## [PROBLEM STATEMENT]
Leave out the pictures, and retype only the lines from the beginning of the material through the line that contains "flex w-[967px] h-[736px]", including both.
[Start of RECORDED DATA]
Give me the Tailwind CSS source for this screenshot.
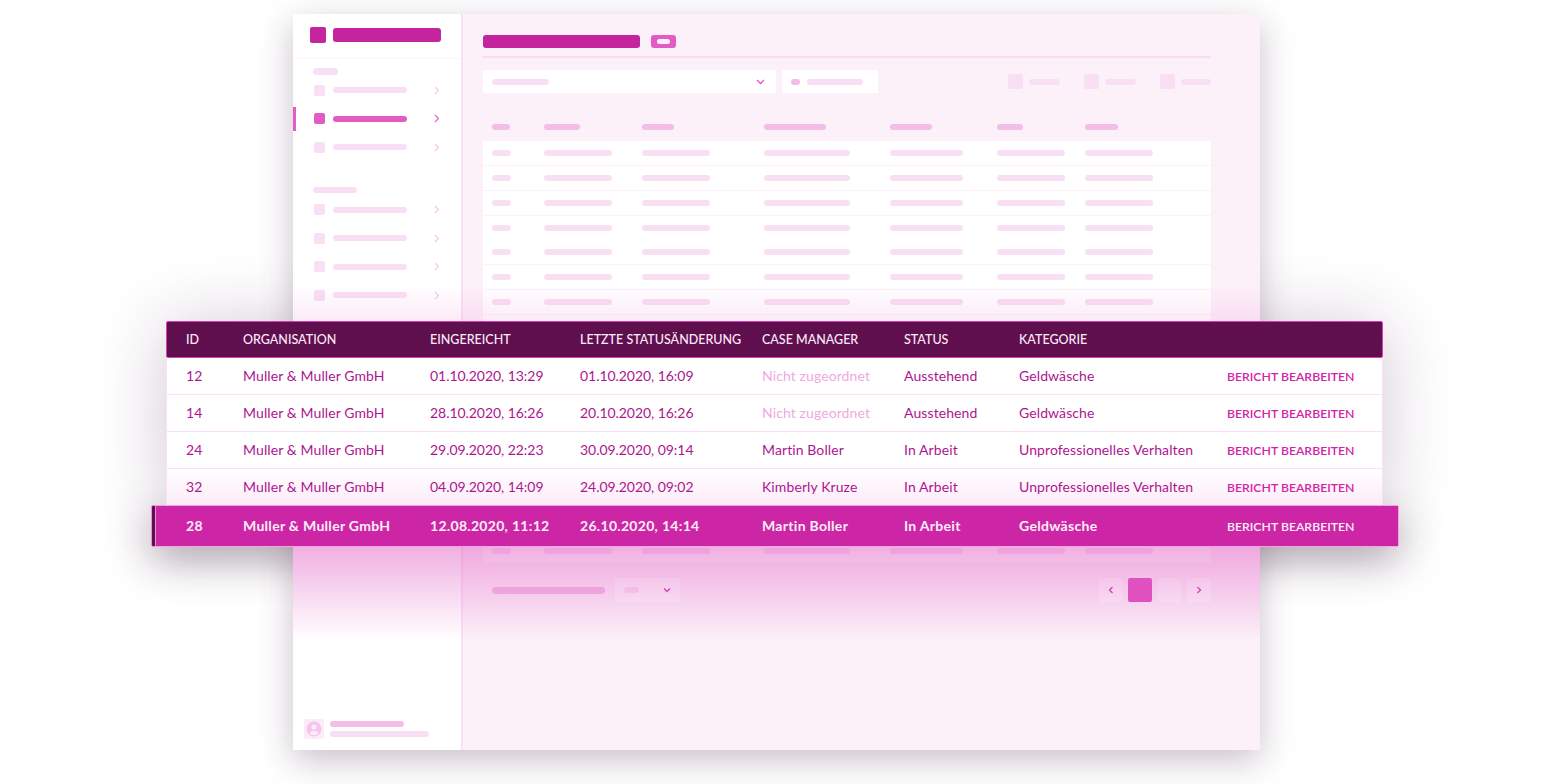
<!DOCTYPE html>
<html lang="de">
<head>
    <meta charset="UTF-8">
    <title>Fallübersicht</title>
    <script src="https://cdn.jsdelivr.net/npm/@tailwindcss/browser@4"></script>
</head>
<body class="bg-white font-['Lato','Open_Sans',sans-serif]">
<div class="relative w-[1549px] h-[784px] overflow-hidden bg-white pt-[14px] pl-[293px]">

    <!-- Shadow of the floating table: only shows outside the window -->
    <div class="absolute left-[166px] top-[321px] w-[1217px] h-[185px] shadow-[0_4px_70px_rgba(60,20,60,0.24)]"></div>
    <div class="absolute left-[151px] top-[506px] w-[1248px] h-[41px] shadow-[0_12px_44px_rgba(50,20,50,0.42)]"></div>

    <!-- App window behind the table -->
    <div class="relative flex w-[967px] h-[736px] bg-white shadow-[0_10px_32px_rgba(60,25,60,0.28)]">

        <!-- Sidebar -->
        <aside class="relative flex flex-col w-[168px] shrink-0 bg-white">
            <div class="flex items-center gap-[7px] h-[45px] pl-[17px] pb-[2px] border-b border-[#fdf4fb]">
                <div class="w-[16px] h-[16px] rounded-[2px] bg-[#c4259d]"></div>
                <div class="w-[108px] h-[14px] rounded-[3px] bg-[#c4259d]"></div>
            </div>
            <div id="nav-one" class="pt-[9px] pl-[20px]">
                <div class="w-[25px] h-[7px] rounded-full bg-[#f9dff4] mb-[1px]"></div>
            </div>
            <div id="nav-two" class="pt-[25px] pl-[20px]">
                <div class="w-[44px] h-[6px] rounded-full bg-[#f9dff4] mb-[3px]"></div>
            </div>
            <div class="absolute left-[11px] top-[705px] flex items-center gap-[6px]">
                <div class="flex items-center justify-center w-[20px] h-[20px] rounded-[2px] bg-[#fcecf9]">
                    <svg width="16" height="16" viewBox="0 0 16 16">
                        <circle cx="8" cy="8" r="7.5" fill="#f6c4ec"/>
                        <circle cx="8" cy="6" r="2.6" fill="#fcecf9"/>
                        <ellipse cx="8" cy="12" rx="4" ry="2" fill="#fcecf9"/>
                    </svg>
                </div>
                <div class="flex flex-col gap-[4px]">
                    <div class="w-[74px] h-[6px] rounded-full bg-[#f4bde8]"></div>
                    <div class="w-[99px] h-[6px] rounded-full bg-[#f9dff4]"></div>
                </div>
            </div>
        </aside>

        <!-- Main area -->
        <main class="w-[799px] bg-[#fcf0f9] border-l-2 border-[#fae0f4] pl-[20px] pr-[49px]">
            <div class="flex items-center gap-[11px] h-[44px] pt-[13px] pb-[1px] border-b-2 border-[#f9dcf3]">
                <div class="w-[157px] h-[13px] rounded-[3px] bg-[#c4259d]"></div>
                <div class="flex items-center justify-center w-[25px] h-[13px] rounded-[3px] bg-[#e25cc4]">
                    <div class="w-[13px] h-[5px] rounded-full bg-[#fdf0fa]"></div>
                </div>
            </div>

            <div class="flex items-start h-[24px] mt-[12px]">
                <div class="flex items-center justify-between w-[293px] h-[23px] bg-white pl-[9px] pr-[11px]">
                    <div class="w-[57px] h-[6px] rounded-full bg-[#f9dff4]"></div>
                    <svg width="9" height="6" viewBox="0 0 9 6" fill="none" stroke="#e25cc4" stroke-width="1.3"><path d="M1 1l3.500 3.500L8 1"/></svg>
                </div>
                <div class="flex items-center gap-[7px] w-[96px] h-[23px] ml-[6px] bg-white pl-[9px]">
                    <div class="w-[9px] h-[6px] rounded-full bg-[#f4bde8]"></div>
                    <div class="w-[56px] h-[6px] rounded-full bg-[#f9dff4]"></div>
                </div>
                <div class="flex items-center gap-[6px] h-[23px] ml-[130px]">
                    <div class="w-[15px] h-[15px] rounded-[2px] bg-[#f9dff4]"></div>
                    <div class="w-[31px] h-[6px] rounded-full bg-[#f9dff4]"></div>
                </div>
                <div class="flex items-center gap-[6px] h-[23px] ml-[24px]">
                    <div class="w-[15px] h-[15px] rounded-[2px] bg-[#f9dff4]"></div>
                    <div class="w-[31px] h-[6px] rounded-full bg-[#f9dff4]"></div>
                </div>
                <div class="flex items-center gap-[6px] h-[23px] ml-[24px]">
                    <div class="w-[15px] h-[15px] rounded-[2px] bg-[#f9dff4]"></div>
                    <div class="w-[30px] h-[6px] rounded-full bg-[#f9dff4]"></div>
                </div>
            </div>

            <!-- Skeleton table -->
            <div class="grid grid-cols-[52px_98px_122px_126px_107px_88px_1fr] items-center h-[47px] pt-[18px] pl-[9px]">
                <div class="w-[18px] h-[6px] rounded-full bg-[#f4bde8]"></div>
                <div class="w-[36px] h-[6px] rounded-full bg-[#f4bde8]"></div>
                <div class="w-[32px] h-[6px] rounded-full bg-[#f4bde8]"></div>
                <div class="w-[62px] h-[6px] rounded-full bg-[#f4bde8]"></div>
                <div class="w-[42px] h-[6px] rounded-full bg-[#f4bde8]"></div>
                <div class="w-[26px] h-[6px] rounded-full bg-[#f4bde8]"></div>
                <div class="w-[33px] h-[6px] rounded-full bg-[#f4bde8]"></div>
            </div>
            <div id="skeleton-rows" class="grid auto-rows-[24.85px]"></div>

            <!-- Pagination -->
            <div class="flex items-center h-[24px] mt-[15px] pl-[9px]">
                <div class="w-[113px] h-[7px] rounded-full bg-[#f4bde8]"></div>
                <div class="flex items-center justify-between w-[65px] h-[24px] ml-[10px] bg-white/60 pl-[9px] pr-[9px]">
                    <div class="w-[15px] h-[6px] rounded-full bg-[#f9dff4]"></div>
                    <svg width="8" height="6" viewBox="0 0 8 6" fill="none" stroke="#d42fae" stroke-width="1.3"><path d="M1 1.500l3 3 3-3"/></svg>
                </div>
                <div class="flex items-center justify-center w-[23px] h-[24px] ml-auto bg-white/60 rounded-[2px]">
                    <svg width="6" height="8" viewBox="0 0 6 8" fill="none" stroke="#d42fae" stroke-width="1.3"><path d="M4.500 1l-3 3 3 3"/></svg>
                </div>
                <div class="w-[24px] h-[24px] ml-[6px] bg-[#df4dbd] rounded-[2px]"></div>
                <div class="w-[23px] h-[24px] ml-[6px] bg-white/60 rounded-[2px]"></div>
                <div class="flex items-center justify-center w-[24px] h-[24px] ml-[6px] bg-white/60 rounded-[2px]">
                    <svg width="6" height="8" viewBox="0 0 6 8" fill="none" stroke="#d42fae" stroke-width="1.3"><path d="M1.500 1l3 3-3 3"/></svg>
                </div>
            </div>
        </main>

        <!-- Pink glow laid over the window -->
        <div class="absolute left-0 right-0 top-[271px] h-[355px] bg-[linear-gradient(to_bottom,rgba(226,92,196,0)_0%,rgba(226,92,196,0.12)_10%,rgba(226,92,196,0.5)_73%,rgba(226,92,196,0.28)_85%,rgba(226,92,196,0)_100%)]"></div>
    </div>

    <!-- Highlighted table floating over the window -->
    <div class="absolute left-[151px] top-[321px] w-[1248px]">
        <div class="ml-[15px] w-[1217px]">
            <div class="grid grid-cols-[57px_187px_150px_182px_142px_115px_208px_1fr] items-center h-[37px] px-[19px] pt-[2px] rounded-[2px] bg-[#600f4e] border border-[#d83fb4] text-[12.500px] font-medium text-[#fdeaf9]">
                <div>ID</div>
                <div>ORGANISATION</div>
                <div>EINGEREICHT</div>
                <div>LETZTE STATUSÄNDERUNG</div>
                <div>CASE MANAGER</div>
                <div>STATUS</div>
                <div>KATEGORIE</div>
                <div></div>
            </div>
            <div id="rows"></div>
        </div>
        <div class="relative flex h-[42px] -mt-[1px]">
            <div class="w-[5px] h-[42px] rounded-l-[2px] bg-[#600f4e] border border-[#e88fd6]"></div>
            <div class="grid grid-cols-[57px_187px_150px_182px_142px_115px_208px_1fr] items-center flex-1 pl-[30px] pb-[2px] rounded-r-[2px] bg-[#cc26a6] border border-[#f0a6e0] border-l-0 text-[14px] font-bold tracking-[0.3px] text-[#fdeef9]">
                <div>28</div>
                <div>Muller &amp; Muller GmbH</div>
                <div>12.08.2020, 11:12</div>
                <div>26.10.2020, 14:14</div>
                <div>Martin Boller</div>
                <div>In Arbeit</div>
                <div>Geldwäsche</div>
                <div class="pt-[4px] text-[12.250px] font-semibold tracking-normal whitespace-nowrap">BERICHT BEARBEITEN</div>
            </div>
        </div>
    </div>
</div>

<script>
    // Sidebar entries
    const chevron = color => `<svg width="6" height="9" viewBox="0 0 6 9" fill="none" stroke="${color}" stroke-width="1.1"><path d="M1 1l3.500 3.500L1 8"/></svg>`;

    const navItem = active => `
        <div class="relative flex items-center h-[28.500px] ml-[1px]">
            <div class="w-[11px] h-[11px] rounded-[2px] ${active ? 'bg-[#e25cc4]' : 'bg-[#f9dff4]'}"></div>
            <div class="w-[74px] h-[6px] ml-[8px] rounded-full ${active ? 'bg-[#e25cc4]' : 'bg-[#f9dff4]'}"></div>
            <div class="ml-[27px]">${chevron(active ? '#e25cc4' : '#f6c4ec')}</div>
            ${active ? '<div class="absolute -left-[21px] top-[2px] w-[3px] h-[24px] bg-[#e25cc4]"></div>' : ''}
        </div>`;

    document.getElementById('nav-one').insertAdjacentHTML('beforeend', [false, true, false].map(navItem).join(''));
    document.getElementById('nav-two').insertAdjacentHTML('beforeend', [false, false, false, false].map(navItem).join(''));

    // Placeholder rows of the blurred table
    const bar = w => `<div class="h-[6px] rounded-full bg-[#f9dff4]" style="width:${w}px"></div>`;
    const skeletonRow = `
        <div class="grid grid-cols-[52px_98px_122px_126px_107px_88px_1fr] items-center h-[24px] pl-[9px] bg-white">
            ${[19, 68, 68, 86, 73, 68, 68].map(bar).join('')}
        </div>`;
    document.getElementById('skeleton-rows').innerHTML = skeletonRow.repeat(17);

    // Real rows
    const reports = [
        ['12', '01.10.2020, 13:29', '01.10.2020, 16:09', 'Nicht zugeordnet', 'Ausstehend', 'Geldwäsche'],
        ['14', '28.10.2020, 16:26', '20.10.2020, 16:26', 'Nicht zugeordnet', 'Ausstehend', 'Geldwäsche'],
        ['24', '29.09.2020, 22:23', '30.09.2020, 09:14', 'Martin Boller', 'In Arbeit', 'Unprofessionelles Verhalten'],
        ['32', '04.09.2020, 14:09', '24.09.2020, 09:02', 'Kimberly Kruze', 'In Arbeit', 'Unprofessionelles Verhalten']
    ];

    document.getElementById('rows').innerHTML = reports.map((r, i) => `
        <div class="grid grid-cols-[57px_187px_150px_182px_142px_115px_208px_1fr] items-center h-[37px] px-[19px] pb-[2px] border border-t-0 border-[#fadff5] text-[14px] tracking-[0.1px] text-[#ad1590] ${i === 3 ? 'bg-[linear-gradient(to_bottom,#ffffff,#fcebf9)]' : 'bg-white'}">
            <div>${r[0]}</div>
            <div>Muller &amp; Muller GmbH</div>
            <div class="tracking-[-0.05px]">${r[1]}</div>
            <div class="tracking-[-0.05px]">${r[2]}</div>
            <div class="${r[3] === 'Nicht zugeordnet' ? 'text-[#eeaae0]' : ''}">${r[3]}</div>
            <div>${r[4]}</div>
            <div>${r[5]}</div>
            <div class="pt-[4px] text-[12.250px] font-semibold tracking-normal text-[#d024a8] whitespace-nowrap">BERICHT BEARBEITEN</div>
        </div>`).join('');
</script>
</body>
</html>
[End of RECORDED DATA]
## [TASK ANSWER]
Give me the Tailwind CSS source for this screenshot.
<!DOCTYPE html>
<html lang="de">
<head>
    <meta charset="UTF-8">
    <title>Fallübersicht</title>
    <script src="https://cdn.jsdelivr.net/npm/@tailwindcss/browser@4"></script>
</head>
<body class="bg-white font-['Lato','Open_Sans',sans-serif]">
<div class="relative w-[1549px] h-[784px] overflow-hidden bg-white pt-[14px] pl-[293px]">

    <!-- Shadow of the floating table: only shows outside the window -->
    <div class="absolute left-[166px] top-[321px] w-[1217px] h-[185px] shadow-[0_4px_70px_rgba(60,20,60,0.24)]"></div>
    <div class="absolute left-[151px] top-[506px] w-[1248px] h-[41px] shadow-[0_12px_44px_rgba(50,20,50,0.42)]"></div>

    <!-- App window behind the table -->
    <div class="relative flex w-[967px] h-[736px] bg-white shadow-[0_10px_32px_rgba(60,25,60,0.28)]">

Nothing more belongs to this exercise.